What you should do: Every line below should be copied exactly; drop the pictures.

------

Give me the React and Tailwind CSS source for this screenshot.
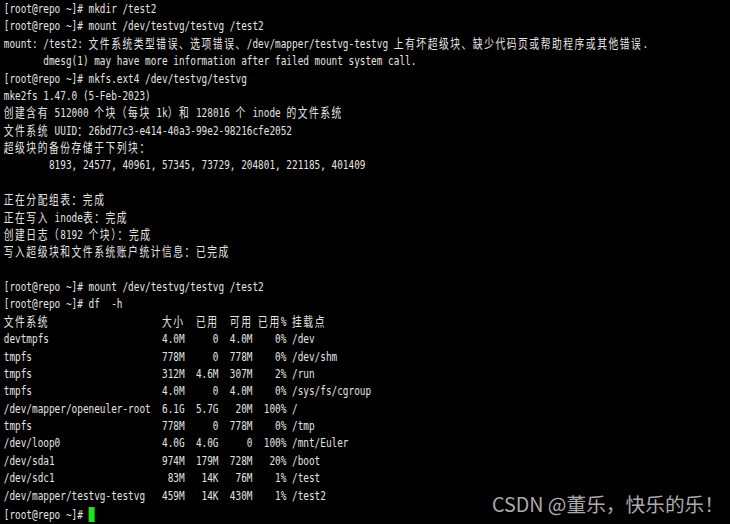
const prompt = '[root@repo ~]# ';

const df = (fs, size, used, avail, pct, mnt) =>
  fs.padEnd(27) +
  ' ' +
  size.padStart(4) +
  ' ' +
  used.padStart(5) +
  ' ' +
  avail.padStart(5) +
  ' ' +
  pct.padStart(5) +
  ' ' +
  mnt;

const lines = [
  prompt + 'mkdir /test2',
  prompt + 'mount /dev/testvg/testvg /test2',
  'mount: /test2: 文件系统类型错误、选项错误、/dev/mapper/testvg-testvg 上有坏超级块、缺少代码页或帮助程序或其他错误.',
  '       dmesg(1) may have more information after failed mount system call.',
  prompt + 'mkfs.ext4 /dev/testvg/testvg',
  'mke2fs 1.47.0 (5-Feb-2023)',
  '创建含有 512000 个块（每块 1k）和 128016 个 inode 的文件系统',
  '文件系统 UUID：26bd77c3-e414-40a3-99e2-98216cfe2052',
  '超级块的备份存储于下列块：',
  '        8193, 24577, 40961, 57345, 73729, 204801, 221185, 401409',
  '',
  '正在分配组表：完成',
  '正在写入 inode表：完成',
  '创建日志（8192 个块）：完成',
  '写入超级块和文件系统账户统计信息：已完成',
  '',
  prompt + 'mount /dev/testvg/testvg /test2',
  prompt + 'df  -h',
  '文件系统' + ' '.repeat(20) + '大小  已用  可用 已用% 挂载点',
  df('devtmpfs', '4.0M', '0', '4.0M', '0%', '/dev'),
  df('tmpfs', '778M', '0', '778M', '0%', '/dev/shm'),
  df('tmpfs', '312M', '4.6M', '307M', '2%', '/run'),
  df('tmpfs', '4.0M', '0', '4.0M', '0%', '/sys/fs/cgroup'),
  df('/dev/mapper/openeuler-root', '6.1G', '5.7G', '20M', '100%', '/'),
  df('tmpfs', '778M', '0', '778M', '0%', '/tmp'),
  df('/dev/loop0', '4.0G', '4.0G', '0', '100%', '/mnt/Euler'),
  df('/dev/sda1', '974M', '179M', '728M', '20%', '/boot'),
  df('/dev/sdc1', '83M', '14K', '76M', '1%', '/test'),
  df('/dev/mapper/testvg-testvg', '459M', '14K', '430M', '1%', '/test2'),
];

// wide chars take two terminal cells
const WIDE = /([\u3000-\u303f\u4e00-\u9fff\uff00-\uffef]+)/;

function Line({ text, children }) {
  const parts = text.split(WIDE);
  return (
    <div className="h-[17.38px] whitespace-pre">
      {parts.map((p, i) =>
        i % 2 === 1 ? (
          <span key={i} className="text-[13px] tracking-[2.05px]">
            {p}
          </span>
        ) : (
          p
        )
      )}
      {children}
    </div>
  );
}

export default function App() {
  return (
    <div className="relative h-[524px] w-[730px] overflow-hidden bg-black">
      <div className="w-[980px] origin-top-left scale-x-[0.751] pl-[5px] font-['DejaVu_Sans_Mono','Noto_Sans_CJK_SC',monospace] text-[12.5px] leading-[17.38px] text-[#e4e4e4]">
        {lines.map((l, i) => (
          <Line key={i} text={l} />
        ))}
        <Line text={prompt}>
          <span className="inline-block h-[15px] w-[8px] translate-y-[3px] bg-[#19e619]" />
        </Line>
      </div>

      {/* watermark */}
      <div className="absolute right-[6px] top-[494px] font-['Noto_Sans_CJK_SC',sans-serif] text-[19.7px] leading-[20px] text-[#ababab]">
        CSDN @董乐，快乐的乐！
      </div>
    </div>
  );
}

------

Exercise solution:
Give me the React and Tailwind CSS source for this screenshot.
const prompt = '[root@repo ~]# ';

const df = (fs, size, used, avail, pct, mnt) =>
  fs.padEnd(27) +
  ' ' +
  size.padStart(4) +
  ' ' +
  used.padStart(5) +
  ' ' +
  avail.padStart(5) +
  ' ' +
  pct.padStart(5) +
  ' ' +
  mnt;

const lines = [
  prompt + 'mkdir /test2',
  prompt + 'mount /dev/testvg/testvg /test2',
  'mount: /test2: 文件系统类型错误、选项错误、/dev/mapper/testvg-testvg 上有坏超级块、缺少代码页或帮助程序或其他错误.',
  '       dmesg(1) may have more information after failed mount system call.',
  prompt + 'mkfs.ext4 /dev/testvg/testvg',
  'mke2fs 1.47.0 (5-Feb-2023)',
  '创建含有 512000 个块（每块 1k）和 128016 个 inode 的文件系统',
  '文件系统 UUID：26bd77c3-e414-40a3-99e2-98216cfe2052',
  '超级块的备份存储于下列块：',
  '        8193, 24577, 40961, 57345, 73729, 204801, 221185, 401409',
  '',
  '正在分配组表：完成',
  '正在写入 inode表：完成',
  '创建日志（8192 个块）：完成',
  '写入超级块和文件系统账户统计信息：已完成',
  '',
  prompt + 'mount /dev/testvg/testvg /test2',
  prompt + 'df  -h',
  '文件系统' + ' '.repeat(20) + '大小  已用  可用 已用% 挂载点',
  df('devtmpfs', '4.0M', '0', '4.0M', '0%', '/dev'),
  df('tmpfs', '778M', '0', '778M', '0%', '/dev/shm'),
  df('tmpfs', '312M', '4.6M', '307M', '2%', '/run'),
  df('tmpfs', '4.0M', '0', '4.0M', '0%', '/sys/fs/cgroup'),
  df('/dev/mapper/openeuler-root', '6.1G', '5.7G', '20M', '100%', '/'),
  df('tmpfs', '778M', '0', '778M', '0%', '/tmp'),
  df('/dev/loop0', '4.0G', '4.0G', '0', '100%', '/mnt/Euler'),
  df('/dev/sda1', '974M', '179M', '728M', '20%', '/boot'),
  df('/dev/sdc1', '83M', '14K', '76M', '1%', '/test'),
  df('/dev/mapper/testvg-testvg', '459M', '14K', '430M', '1%', '/test2'),
];

// wide chars take two terminal cells
const WIDE = /([\u3000-\u303f\u4e00-\u9fff\uff00-\uffef]+)/;

function Line({ text, children }) {
  const parts = text.split(WIDE);
  return (
    <div className="h-[17.38px] whitespace-pre">
      {parts.map((p, i) =>
        i % 2 === 1 ? (
          <span key={i} className="text-[13px] tracking-[2.05px]">
            {p}
          </span>
        ) : (
          p
        )
      )}
      {children}
    </div>
  );
}

export default function App() {
  return (
    <div className="relative h-[524px] w-[730px] overflow-hidden bg-black">
      <div className="w-[980px] origin-top-left scale-x-[0.751] pl-[5px] font-['DejaVu_Sans_Mono','Noto_Sans_CJK_SC',monospace] text-[12.5px] leading-[17.38px] text-[#e4e4e4]">
        {lines.map((l, i) => (
          <Line key={i} text={l} />
        ))}
        <Line text={prompt}>
          <span className="inline-block h-[15px] w-[8px] translate-y-[3px] bg-[#19e619]" />
        </Line>
      </div>

      {/* watermark */}
      <div className="absolute right-[6px] top-[494px] font-['Noto_Sans_CJK_SC',sans-serif] text-[19.7px] leading-[20px] text-[#ababab]">
        CSDN @董乐，快乐的乐！
      </div>
    </div>
  );
}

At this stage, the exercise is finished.